### EXERCISE PROMPT:
Write each record again exactly as it stands.

[Code that builds pages]
--- Start ---

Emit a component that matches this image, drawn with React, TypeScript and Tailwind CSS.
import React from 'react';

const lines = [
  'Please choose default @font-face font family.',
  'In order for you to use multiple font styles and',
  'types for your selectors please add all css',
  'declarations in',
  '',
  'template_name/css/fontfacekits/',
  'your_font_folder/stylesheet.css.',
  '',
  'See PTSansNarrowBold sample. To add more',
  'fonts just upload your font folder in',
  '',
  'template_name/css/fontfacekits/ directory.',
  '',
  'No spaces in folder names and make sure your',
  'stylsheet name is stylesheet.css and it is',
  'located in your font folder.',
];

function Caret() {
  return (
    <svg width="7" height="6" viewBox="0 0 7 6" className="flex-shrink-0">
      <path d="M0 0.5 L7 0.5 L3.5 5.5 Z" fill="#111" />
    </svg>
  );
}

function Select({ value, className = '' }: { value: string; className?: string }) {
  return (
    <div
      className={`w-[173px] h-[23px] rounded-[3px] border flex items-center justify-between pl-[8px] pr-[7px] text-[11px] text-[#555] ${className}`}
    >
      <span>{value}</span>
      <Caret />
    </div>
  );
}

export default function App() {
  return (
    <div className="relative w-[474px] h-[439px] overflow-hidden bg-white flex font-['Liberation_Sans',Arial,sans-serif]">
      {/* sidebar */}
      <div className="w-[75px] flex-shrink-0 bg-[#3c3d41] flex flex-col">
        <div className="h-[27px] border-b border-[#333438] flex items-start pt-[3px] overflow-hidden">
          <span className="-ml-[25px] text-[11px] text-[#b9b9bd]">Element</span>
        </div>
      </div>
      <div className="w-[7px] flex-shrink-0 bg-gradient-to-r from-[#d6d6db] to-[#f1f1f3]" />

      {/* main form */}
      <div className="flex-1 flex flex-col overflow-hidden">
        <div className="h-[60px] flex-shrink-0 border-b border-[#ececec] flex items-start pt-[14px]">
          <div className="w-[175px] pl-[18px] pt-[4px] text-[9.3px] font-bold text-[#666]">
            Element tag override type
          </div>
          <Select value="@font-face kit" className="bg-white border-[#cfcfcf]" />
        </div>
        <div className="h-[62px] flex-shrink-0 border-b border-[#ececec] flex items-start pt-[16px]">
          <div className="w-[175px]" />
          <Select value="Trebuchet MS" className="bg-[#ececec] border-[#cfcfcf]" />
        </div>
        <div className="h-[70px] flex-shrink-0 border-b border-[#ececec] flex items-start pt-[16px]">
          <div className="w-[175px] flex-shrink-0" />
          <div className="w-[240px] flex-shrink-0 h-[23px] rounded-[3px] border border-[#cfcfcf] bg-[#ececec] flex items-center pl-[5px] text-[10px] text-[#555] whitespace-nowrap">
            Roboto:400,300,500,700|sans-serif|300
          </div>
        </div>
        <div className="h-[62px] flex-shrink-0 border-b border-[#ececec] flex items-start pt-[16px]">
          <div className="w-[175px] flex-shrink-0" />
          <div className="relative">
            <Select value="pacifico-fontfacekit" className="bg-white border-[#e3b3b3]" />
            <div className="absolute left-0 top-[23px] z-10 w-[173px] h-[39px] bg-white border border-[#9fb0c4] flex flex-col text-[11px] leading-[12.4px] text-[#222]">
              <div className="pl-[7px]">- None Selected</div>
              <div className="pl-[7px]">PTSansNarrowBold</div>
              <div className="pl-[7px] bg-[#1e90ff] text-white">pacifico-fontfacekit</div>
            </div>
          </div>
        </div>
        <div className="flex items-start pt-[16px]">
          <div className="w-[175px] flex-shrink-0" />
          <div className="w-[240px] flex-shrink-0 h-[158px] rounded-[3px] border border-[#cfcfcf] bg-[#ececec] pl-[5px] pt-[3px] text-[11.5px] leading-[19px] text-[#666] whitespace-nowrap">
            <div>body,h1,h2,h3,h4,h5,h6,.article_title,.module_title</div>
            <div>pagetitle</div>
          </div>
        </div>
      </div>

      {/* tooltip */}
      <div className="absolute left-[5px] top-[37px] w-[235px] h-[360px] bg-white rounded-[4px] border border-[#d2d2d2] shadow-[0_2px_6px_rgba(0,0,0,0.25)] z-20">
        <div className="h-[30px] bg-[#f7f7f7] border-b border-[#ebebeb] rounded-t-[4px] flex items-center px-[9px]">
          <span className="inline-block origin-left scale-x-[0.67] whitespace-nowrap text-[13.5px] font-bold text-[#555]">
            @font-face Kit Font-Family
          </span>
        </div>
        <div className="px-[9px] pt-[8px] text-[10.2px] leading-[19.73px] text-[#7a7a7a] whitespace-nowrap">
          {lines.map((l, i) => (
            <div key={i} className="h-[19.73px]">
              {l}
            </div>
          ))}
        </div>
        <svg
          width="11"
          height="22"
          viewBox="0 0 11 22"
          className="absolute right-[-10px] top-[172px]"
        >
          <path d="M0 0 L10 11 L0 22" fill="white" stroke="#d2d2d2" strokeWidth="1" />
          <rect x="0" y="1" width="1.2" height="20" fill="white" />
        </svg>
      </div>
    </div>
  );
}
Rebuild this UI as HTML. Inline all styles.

--- End ---

### SOLUTION FOR THIS EXERCISE:
Emit a component that matches this image, drawn with React, TypeScript and Tailwind CSS.
import React from 'react';

const lines = [
  'Please choose default @font-face font family.',
  'In order for you to use multiple font styles and',
  'types for your selectors please add all css',
  'declarations in',
  '',
  'template_name/css/fontfacekits/',
  'your_font_folder/stylesheet.css.',
  '',
  'See PTSansNarrowBold sample. To add more',
  'fonts just upload your font folder in',
  '',
  'template_name/css/fontfacekits/ directory.',
  '',
  'No spaces in folder names and make sure your',
  'stylsheet name is stylesheet.css and it is',
  'located in your font folder.',
];

function Caret() {
  return (
    <svg width="7" height="6" viewBox="0 0 7 6" className="flex-shrink-0">
      <path d="M0 0.5 L7 0.5 L3.5 5.5 Z" fill="#111" />
    </svg>
  );
}

function Select({ value, className = '' }: { value: string; className?: string }) {
  return (
    <div
      className={`w-[173px] h-[23px] rounded-[3px] border flex items-center justify-between pl-[8px] pr-[7px] text-[11px] text-[#555] ${className}`}
    >
      <span>{value}</span>
      <Caret />
    </div>
  );
}

export default function App() {
  return (
    <div className="relative w-[474px] h-[439px] overflow-hidden bg-white flex font-['Liberation_Sans',Arial,sans-serif]">
      {/* sidebar */}
      <div className="w-[75px] flex-shrink-0 bg-[#3c3d41] flex flex-col">
        <div className="h-[27px] border-b border-[#333438] flex items-start pt-[3px] overflow-hidden">
          <span className="-ml-[25px] text-[11px] text-[#b9b9bd]">Element</span>
        </div>
      </div>
      <div className="w-[7px] flex-shrink-0 bg-gradient-to-r from-[#d6d6db] to-[#f1f1f3]" />

      {/* main form */}
      <div className="flex-1 flex flex-col overflow-hidden">
        <div className="h-[60px] flex-shrink-0 border-b border-[#ececec] flex items-start pt-[14px]">
          <div className="w-[175px] pl-[18px] pt-[4px] text-[9.3px] font-bold text-[#666]">
            Element tag override type
          </div>
          <Select value="@font-face kit" className="bg-white border-[#cfcfcf]" />
        </div>
        <div className="h-[62px] flex-shrink-0 border-b border-[#ececec] flex items-start pt-[16px]">
          <div className="w-[175px]" />
          <Select value="Trebuchet MS" className="bg-[#ececec] border-[#cfcfcf]" />
        </div>
        <div className="h-[70px] flex-shrink-0 border-b border-[#ececec] flex items-start pt-[16px]">
          <div className="w-[175px] flex-shrink-0" />
          <div className="w-[240px] flex-shrink-0 h-[23px] rounded-[3px] border border-[#cfcfcf] bg-[#ececec] flex items-center pl-[5px] text-[10px] text-[#555] whitespace-nowrap">
            Roboto:400,300,500,700|sans-serif|300
          </div>
        </div>
        <div className="h-[62px] flex-shrink-0 border-b border-[#ececec] flex items-start pt-[16px]">
          <div className="w-[175px] flex-shrink-0" />
          <div className="relative">
            <Select value="pacifico-fontfacekit" className="bg-white border-[#e3b3b3]" />
            <div className="absolute left-0 top-[23px] z-10 w-[173px] h-[39px] bg-white border border-[#9fb0c4] flex flex-col text-[11px] leading-[12.4px] text-[#222]">
              <div className="pl-[7px]">- None Selected</div>
              <div className="pl-[7px]">PTSansNarrowBold</div>
              <div className="pl-[7px] bg-[#1e90ff] text-white">pacifico-fontfacekit</div>
            </div>
          </div>
        </div>
        <div className="flex items-start pt-[16px]">
          <div className="w-[175px] flex-shrink-0" />
          <div className="w-[240px] flex-shrink-0 h-[158px] rounded-[3px] border border-[#cfcfcf] bg-[#ececec] pl-[5px] pt-[3px] text-[11.5px] leading-[19px] text-[#666] whitespace-nowrap">
            <div>body,h1,h2,h3,h4,h5,h6,.article_title,.module_title</div>
            <div>pagetitle</div>
          </div>
        </div>
      </div>

      {/* tooltip */}
      <div className="absolute left-[5px] top-[37px] w-[235px] h-[360px] bg-white rounded-[4px] border border-[#d2d2d2] shadow-[0_2px_6px_rgba(0,0,0,0.25)] z-20">
        <div className="h-[30px] bg-[#f7f7f7] border-b border-[#ebebeb] rounded-t-[4px] flex items-center px-[9px]">
          <span className="inline-block origin-left scale-x-[0.67] whitespace-nowrap text-[13.5px] font-bold text-[#555]">
            @font-face Kit Font-Family
          </span>
        </div>
        <div className="px-[9px] pt-[8px] text-[10.2px] leading-[19.73px] text-[#7a7a7a] whitespace-nowrap">
          {lines.map((l, i) => (
            <div key={i} className="h-[19.73px]">
              {l}
            </div>
          ))}
        </div>
        <svg
          width="11"
          height="22"
          viewBox="0 0 11 22"
          className="absolute right-[-10px] top-[172px]"
        >
          <path d="M0 0 L10 11 L0 22" fill="white" stroke="#d2d2d2" strokeWidth="1" />
          <rect x="0" y="1" width="1.2" height="20" fill="white" />
        </svg>
      </div>
    </div>
  );
}
Rebuild this UI as HTML. Inline all styles.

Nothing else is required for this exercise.